In a Dec. 15, 2008, e-mail, “Stamos stated that Sterling Stamos would not invest with Madoff because BLMIS would not pass Sterling Stamos’ due diligence requirements and that he had warned Saul Katz and Fred Wilpon not to invest,” Picard wrote in the amended complaint.
Sterling, in its response, said the Merrill “directive was not aimed at BLMIS, and no inference of wrongdoing is properly drawn from the change.”
In his suits against Sterling and banks including JPMorgan Chase & Co., Picard has said long and close contact with Madoff should have tipped off sophisticated customers and bankers to the fraud. JPMorgan and Sterling have denied that.
Katz and Wilpon told Picard before he sued that they lacked investment expertise and relied on Madoff to handle their money, Sterling’s filing said.
‘Not My Business’
“I’m not good at it. It’s not my business,” Katz told Picard, according to the Sterling filing. Wilpon told Picard he didn’t understand “in any depth” how Madoff made money, the filing said.
Major financial institutions regularly reviewed Sterling’s Madoff holdings for collateral, even for margin loans, and as a source of liquidity, Sterling said. Bank of America Corp. (BAC) was “comfortable” with Madoff, Sterling said. Travelers Cos., the insurer, interviewed Madoff personally in the course of due diligence and afterward wrote Sterling providing “comfort” about their Madoff investments, the filing said.
Sterling said it didn’t fail to conduct due-diligence examinations of Madoff, as Picard alleged. Sterling partner Arthur Friedman tracked trading prices and tried to replicate Madoff’s so-called split-strike conversion strategy and concluded the strategy worked, Sterling said.
According to Picard, the Mets owners should have recognized Madoff’s fraud partly because they had been caught in Bayou Group LLC’s Ponzi scheme.

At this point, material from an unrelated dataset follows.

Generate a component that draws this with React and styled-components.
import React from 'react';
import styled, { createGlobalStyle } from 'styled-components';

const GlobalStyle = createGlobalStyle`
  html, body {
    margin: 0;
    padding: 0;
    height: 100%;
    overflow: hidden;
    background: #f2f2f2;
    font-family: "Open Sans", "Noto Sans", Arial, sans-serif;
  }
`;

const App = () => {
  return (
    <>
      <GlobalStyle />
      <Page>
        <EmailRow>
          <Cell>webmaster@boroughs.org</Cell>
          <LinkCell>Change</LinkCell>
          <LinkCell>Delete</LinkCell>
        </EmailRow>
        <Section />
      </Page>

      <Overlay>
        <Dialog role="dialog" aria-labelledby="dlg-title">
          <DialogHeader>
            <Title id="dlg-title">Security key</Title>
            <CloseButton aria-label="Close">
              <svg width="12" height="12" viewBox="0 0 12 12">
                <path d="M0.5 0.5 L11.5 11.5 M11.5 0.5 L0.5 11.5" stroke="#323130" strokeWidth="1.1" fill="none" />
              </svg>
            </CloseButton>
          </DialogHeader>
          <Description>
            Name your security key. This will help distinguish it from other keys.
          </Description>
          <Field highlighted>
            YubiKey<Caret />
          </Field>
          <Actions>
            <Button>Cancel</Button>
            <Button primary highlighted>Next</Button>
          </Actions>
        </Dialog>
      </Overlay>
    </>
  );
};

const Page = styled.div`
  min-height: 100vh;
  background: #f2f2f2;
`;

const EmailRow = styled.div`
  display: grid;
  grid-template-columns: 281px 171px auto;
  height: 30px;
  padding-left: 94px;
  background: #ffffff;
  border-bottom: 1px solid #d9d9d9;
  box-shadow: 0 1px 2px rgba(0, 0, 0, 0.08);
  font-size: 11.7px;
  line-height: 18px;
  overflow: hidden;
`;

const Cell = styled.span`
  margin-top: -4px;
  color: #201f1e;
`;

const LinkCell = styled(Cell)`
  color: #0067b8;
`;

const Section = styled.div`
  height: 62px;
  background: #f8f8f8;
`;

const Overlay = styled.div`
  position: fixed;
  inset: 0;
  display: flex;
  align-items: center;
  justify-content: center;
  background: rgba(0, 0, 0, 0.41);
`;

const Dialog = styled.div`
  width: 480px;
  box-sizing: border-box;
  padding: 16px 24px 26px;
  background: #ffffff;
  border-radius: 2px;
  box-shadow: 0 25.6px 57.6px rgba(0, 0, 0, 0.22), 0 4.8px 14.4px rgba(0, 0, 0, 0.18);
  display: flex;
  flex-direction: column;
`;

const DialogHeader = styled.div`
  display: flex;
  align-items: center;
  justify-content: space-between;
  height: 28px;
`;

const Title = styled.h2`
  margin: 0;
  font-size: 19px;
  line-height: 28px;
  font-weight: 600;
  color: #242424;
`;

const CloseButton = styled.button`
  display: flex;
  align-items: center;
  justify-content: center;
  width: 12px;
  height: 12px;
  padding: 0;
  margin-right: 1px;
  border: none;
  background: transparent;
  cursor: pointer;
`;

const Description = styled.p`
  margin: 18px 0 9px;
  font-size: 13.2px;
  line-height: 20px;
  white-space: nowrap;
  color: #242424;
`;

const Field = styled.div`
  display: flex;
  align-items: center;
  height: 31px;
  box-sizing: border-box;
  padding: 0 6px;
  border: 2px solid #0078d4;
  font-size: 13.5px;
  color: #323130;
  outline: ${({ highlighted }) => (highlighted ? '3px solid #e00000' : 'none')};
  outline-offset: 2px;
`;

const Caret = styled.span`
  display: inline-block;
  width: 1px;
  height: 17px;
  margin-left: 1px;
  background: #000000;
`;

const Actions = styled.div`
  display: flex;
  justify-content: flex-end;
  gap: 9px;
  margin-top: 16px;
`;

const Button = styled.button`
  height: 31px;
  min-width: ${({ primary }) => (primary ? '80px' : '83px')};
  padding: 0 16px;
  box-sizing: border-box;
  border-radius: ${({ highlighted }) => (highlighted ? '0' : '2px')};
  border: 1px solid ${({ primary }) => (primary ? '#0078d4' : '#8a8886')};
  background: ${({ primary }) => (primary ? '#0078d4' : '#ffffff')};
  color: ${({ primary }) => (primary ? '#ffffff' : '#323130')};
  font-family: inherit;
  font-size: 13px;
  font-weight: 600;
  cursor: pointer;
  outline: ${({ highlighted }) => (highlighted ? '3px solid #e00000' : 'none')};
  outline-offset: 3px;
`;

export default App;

The warning sign in Bayou was a sudden shift in investment strategy, while there was no shift at Madoff, who was consistent, Sterling said.
A sale of 20 percent to 25 percent would be worth $171.6 million to $214.5 million, based on the Forbes figures.

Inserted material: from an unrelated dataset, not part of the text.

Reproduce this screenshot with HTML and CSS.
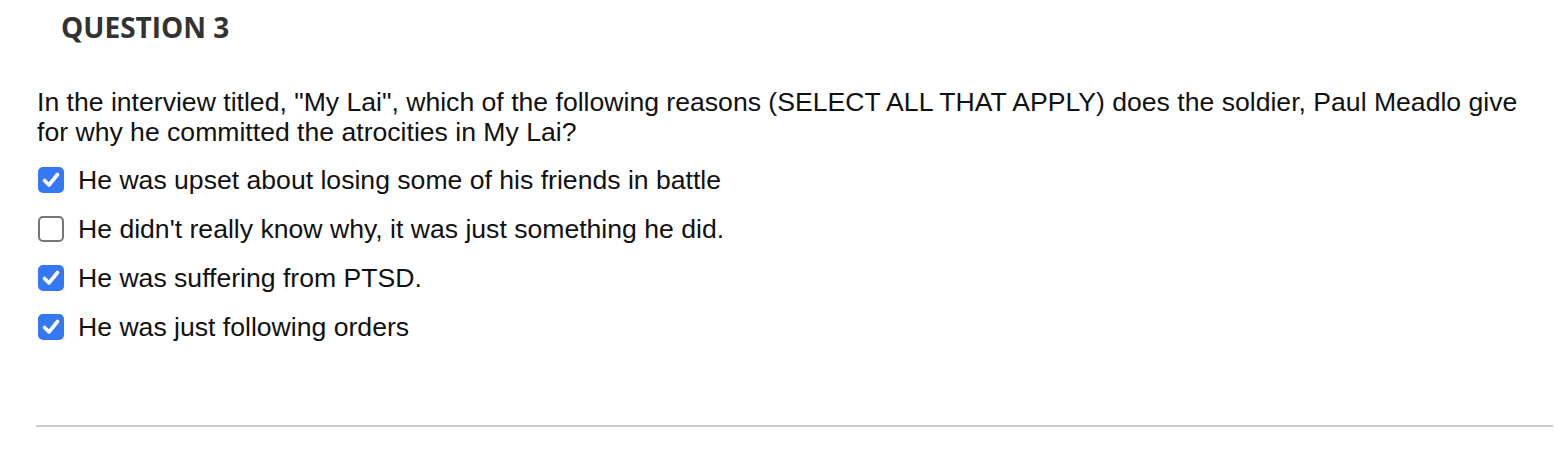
FILE: index.html
```html
<!DOCTYPE html>
<html>
<head>
<meta charset="utf-8">
<link rel="stylesheet" href="styles.css">
</head>
<body>
<div class="question">
  <h2 class="q-title">QUESTION 3</h2>
  <p class="q-text">In the interview titled, "My Lai", which of the following reasons (SELECT ALL THAT APPLY) does the soldier, Paul Meadlo give for why he committed the atrocities in My Lai?</p>
  <ul class="options">
    <li class="option"><span class="box checked"><svg viewBox="0 0 26 26"><path d="M6.5 13.5 L11 18 L19.5 7.5" fill="none" stroke="#fff" stroke-width="3.6" stroke-linecap="round" stroke-linejoin="round"/></svg></span><span class="label">He was upset about losing some of his friends in battle</span></li>
    <li class="option"><span class="box"></span><span class="label">He didn't really know why, it was just something he did.</span></li>
    <li class="option"><span class="box checked"><svg viewBox="0 0 26 26"><path d="M6.5 13.5 L11 18 L19.5 7.5" fill="none" stroke="#fff" stroke-width="3.6" stroke-linecap="round" stroke-linejoin="round"/></svg></span><span class="label">He was suffering from PTSD.</span></li>
    <li class="option"><span class="box checked"><svg viewBox="0 0 26 26"><path d="M6.5 13.5 L11 18 L19.5 7.5" fill="none" stroke="#fff" stroke-width="3.6" stroke-linecap="round" stroke-linejoin="round"/></svg></span><span class="label">He was just following orders</span></li>
  </ul>
  <hr class="divider">
</div>
</body>
</html>
```
FILE: styles.css
```css
html, body {
  margin: 0;
  padding: 0;
  background: #fff;
}
.question {
  padding: 0 1px 0 37px;
}
.q-title {
  margin: 0;
  padding: 9px 0 0 24px;
  font-family: "Open Sans", sans-serif;
  font-weight: 700;
  font-size: 28px;
  line-height: 36px;
  color: #333;
}
.q-text {
  margin: 42px 20px 0 0;
  font-family: "Liberation Sans", Arial, sans-serif;
  font-size: 26.6px;
  line-height: 30px;
  color: #111;
}
.options {
  list-style: none;
  margin: 18px 0 0 0;
  padding: 0;
  display: flex;
  flex-direction: column;
  gap: 19px;
}
.option {
  display: flex;
  align-items: center;
  gap: 14px;
  height: 30px;
  font-family: "Liberation Sans", Arial, sans-serif;
  font-size: 26.6px;
  color: #111;
}
.box {
  flex: none;
  width: 26px;
  height: 26px;
  margin-left: 1px;
  box-sizing: border-box;
  border: 2px solid #767676;
  border-radius: 5px;
  background: #fff;
}
.box.checked {
  border: none;
  background: #3478f6;
}
.box svg {
  display: block;
  width: 26px;
  height: 26px;
}
.divider {
  margin: 83px 0 0 -1px;
  border: none;
  border-top: 2px solid #cbcbcb;
  height: 0;
}
```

Revising his suit last week, Picard claimed that, after Madoff’s fraud was disclosed publicly in December 2008, Sterling Equities restructured its debt to attempt to block the trustee from recovering assets on behalf of victims. He has said the Mets used $90 million in Madoff profits to help fund day-to-day operations.
Picard has no evidence for alleging that Sterling restructured to block him because it anticipated a lawsuit, Sterling said in its filling. Sterling partners had more than $500 million in their Madoff accounts at the time of his failure, their lawyers said in February.
Mario Cuomo, the former New York governor and father of the state’s current governor, Andrew Cuomo, was appointed Feb. 10 to mediate the dispute between Picard and the Sterling defendants. The mediation process is under way.